The statistical parameter \(\alpha\) has a causal intertpreation of being the effect of \(D\) on \(Y\) in the causal DAG

\[ D\to Y, \quad X\to (D,Y) \]

or the counterfactual outcome model with conditionally exogenous (conditionally random) assignment of treatment \(D\) given \(X\):

\[ Y(d) = d\alpha + g(X) + U(d),\quad U(d) \text{ indep } D |X, \quad Y = Y(D), \quad U = U(D). \]
install.packages("librarian")
librarian::shelf(
  AER, randomForest, hdm, glmnet
)
Installing package into ‘/usr/local/lib/R/site-library’
(as ‘lib’ is unspecified)

also installing the dependency ‘BiocManager’
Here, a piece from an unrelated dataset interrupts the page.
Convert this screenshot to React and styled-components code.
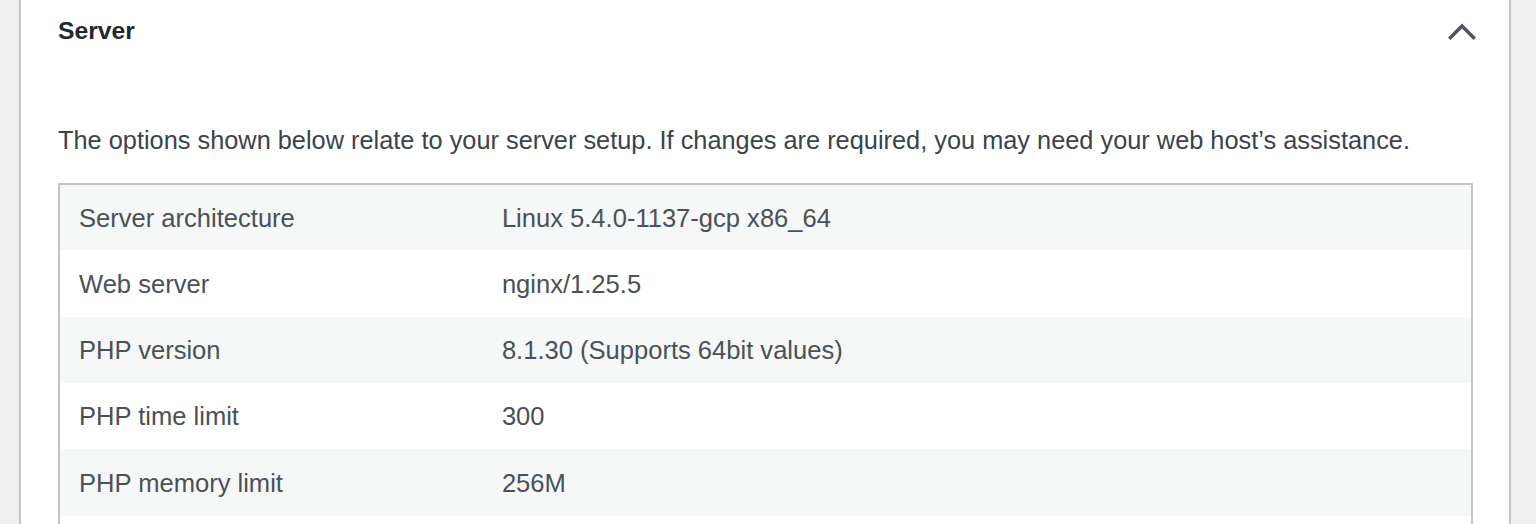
import React from "react";
import styled, { createGlobalStyle } from "styled-components";

const Global = createGlobalStyle`
  html, body { margin: 0; padding: 0; }
  body {
    background: #f0f0f1;
    font-family: "Liberation Sans", Arial, sans-serif;
    color: #3c434a;
    overflow: hidden;
  }
`;

const Page = styled.div`
  padding: 0 25px 0 19px;
  height: 524px;
  box-sizing: border-box;
`;

const Panel = styled.section`
  background: #fff;
  border-left: 2px solid #c3c4c7;
  border-right: 2px solid #c3c4c7;
  height: 100%;
  box-sizing: border-box;
  overflow: hidden;
`;

const Header = styled.div`
  display: flex;
  align-items: center;
  justify-content: space-between;
  height: 62px;
  padding: 0 33px 0 37px;
`;

const Title = styled.h3`
  margin: 0;
  font-size: 24.7px;
  font-weight: 700;
  color: #23282d;
  line-height: 62px;
`;

const Chevron = styled.svg`
  width: 28px;
  height: 18px;
  display: block;
`;

const Body = styled.div`
  padding: 59px 36px 0 37px;
`;

const Intro = styled.p`
  margin: 0 0 23px;
  font-size: 25.35px;
  line-height: 39px;
  color: #3c434a;
`;

const Table = styled.table`
  width: 100%;
  border-collapse: collapse;
  border: 2px solid #c3c4c7;
  font-size: 25.55px;
`;

const Row = styled.tr`
  background: ${(p) => (p.$striped ? "#f6f7f7" : "#fff")};
  height: ${(p) => p.$h}px;
`;

const Cell = styled.td`
  padding: 0 19px;
  vertical-align: middle;
  color: #4a5157;
  width: ${(p) => (p.$label ? "30%" : "auto")};
  line-height: 36px;
  white-space: nowrap;
`;

const rows = [
  ["Server architecture", "Linux 5.4.0-1137-gcp x86_64", 66],
  ["Web server", "nginx/1.25.5", 67],
  ["PHP version", "8.1.30 (Supports 64bit values)", 66],
  ["PHP time limit", "300", 66],
  ["PHP memory limit", "256M", 67],
  ["", "", 66],
];

export default function App() {
  return (
    <>
      <Global />
      <Page>
        <Panel>
          <Header>
            <Title>Server</Title>
            <Chevron viewBox="0 0 28 18" aria-hidden="true">
              <path
                d="M2.5 15.5 L14 4 L25.5 15.5"
                fill="none"
                stroke="#50575e"
                strokeWidth="3.6"
                strokeLinecap="square"
              />
            </Chevron>
          </Header>
          <Body>
            <Intro>
              The options shown below relate to your server setup. If changes are required, you may need your web host’s assistance.
            </Intro>
            <Table>
              <tbody>
                {rows.map(([k, v, h], i) => (
                  <Row key={i} $striped={i % 2 === 0} $h={h}>
                    <Cell $label>{k}</Cell>
                    <Cell>{v}</Cell>
                  </Row>
                ))}
              </tbody>
            </Table>
          </Body>
        </Panel>
      </Page>
    </>
  );
}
  These packages will be installed:

  'AER', 'randomForest', 'hdm', 'glmnet'

  It may take some time.

also installing the dependencies ‘numDeriv’, ‘SparseM’, ‘MatrixModels’, ‘sp’, ‘minqa’, ‘nloptr’, ‘carData’, ‘abind’, ‘pbkrtest’, ‘quantreg’, ‘maptools’, ‘lme4’, ‘iterators’, ‘car’, ‘lmtest’, ‘sandwich’, ‘zoo’, ‘Formula’, ‘checkmate’, ‘foreach’, ‘shape’, ‘Rcpp’, ‘RcppEigen’
DML2.for.PLM <- function(x, d, y, dreg, yreg, nfold=2) {
  nobs <- nrow(x) #number of observations
  foldid <- rep.int(1:nfold,times = ceiling(nobs/nfold))[sample.int(nobs)] #define folds indices
  I <- split(1:nobs, foldid)  #split observation indices into folds  
  ytil <- dtil <- rep(NA, nobs)
  cat("fold: ")
  for(b in 1:length(I)){
    dfit <- dreg(x[-I[[b]],], d[-I[[b]]]) #take a fold out
    yfit <- yreg(x[-I[[b]],], y[-I[[b]]]) # take a foldt out
    dhat <- predict(dfit, x[I[[b]],], type="response") #predict the left-out fold 
    yhat <- predict(yfit, x[I[[b]],], type="response") #predict the left-out fold 
    dtil[I[[b]]] <- (d[I[[b]]] - dhat) #record residual for the left-out fold
    ytil[I[[b]]] <- (y[I[[b]]] - yhat) #record residial for the left-out fold
    cat(b," ")
        }
  rfit <- lm(ytil ~ dtil)    #estimate the main parameter by regressing one residual on the other
  coef.est <- coef(rfit)[2]  #extract coefficient
  se <- sqrt(vcovHC(rfit)[2,2]) #record robust standard error
  cat(sprintf("\ncoef (se) = %g (%g)\n", coef.est , se))  #printing output
  return( list(coef.est =coef.est , se=se, dtil=dtil, ytil=ytil) ) #save output and residuals 
}
# library(AER)  #applied econometrics library
# library(randomForest)  #random Forest library
# library(hdm) #high-dimensional econometrics library
# library(glmnet) #glm net

data(GrowthData)                     # Barro-Lee growth data
y= as.matrix(GrowthData[,1])         # outcome: growth rate
d= as.matrix(GrowthData[,3])         # treatment: initial wealth
x= as.matrix(GrowthData[,-c(1,2,3)]) # controls: country characteristics

cat(sprintf("\n length of y is %g \n", length(y) ))
cat(sprintf("\n num features x is %g \n", dim(x)[2] ))


#summary(y)
#summary(d)
#summary(x)

cat(sprintf("\n Naive OLS that uses all features w/o cross-fitting \n"))
lres=summary(lm(y~d +x))$coef[2,1:2]

cat(sprintf("\ncoef (se) = %g (%g)\n", lres[1] , lres[2]))



#DML with OLS


cat(sprintf("\n DML with OLS w/o feature selection \n"))

set.seed(1)
dreg <- function(x,d){ glmnet(x, d, lambda = 0) } #ML method= OLS using glmnet; using lm gives bugs
yreg <- function(x,y){ glmnet(x, y, lambda = 0) } #ML method = OLS

DML2.OLS = DML2.for.PLM(x, d, y, dreg, yreg, nfold=10)


#DML with Lasso:

cat(sprintf("\n DML with Lasso \n"))

set.seed(1)
dreg <- function(x,d){ rlasso(x,d, post=FALSE) } #ML method= lasso from hdm 
yreg <- function(x,y){ rlasso(x,y, post=FALSE) } #ML method = lasso from hdm
DML2.lasso = DML2.for.PLM(x, d, y, dreg, yreg, nfold=10)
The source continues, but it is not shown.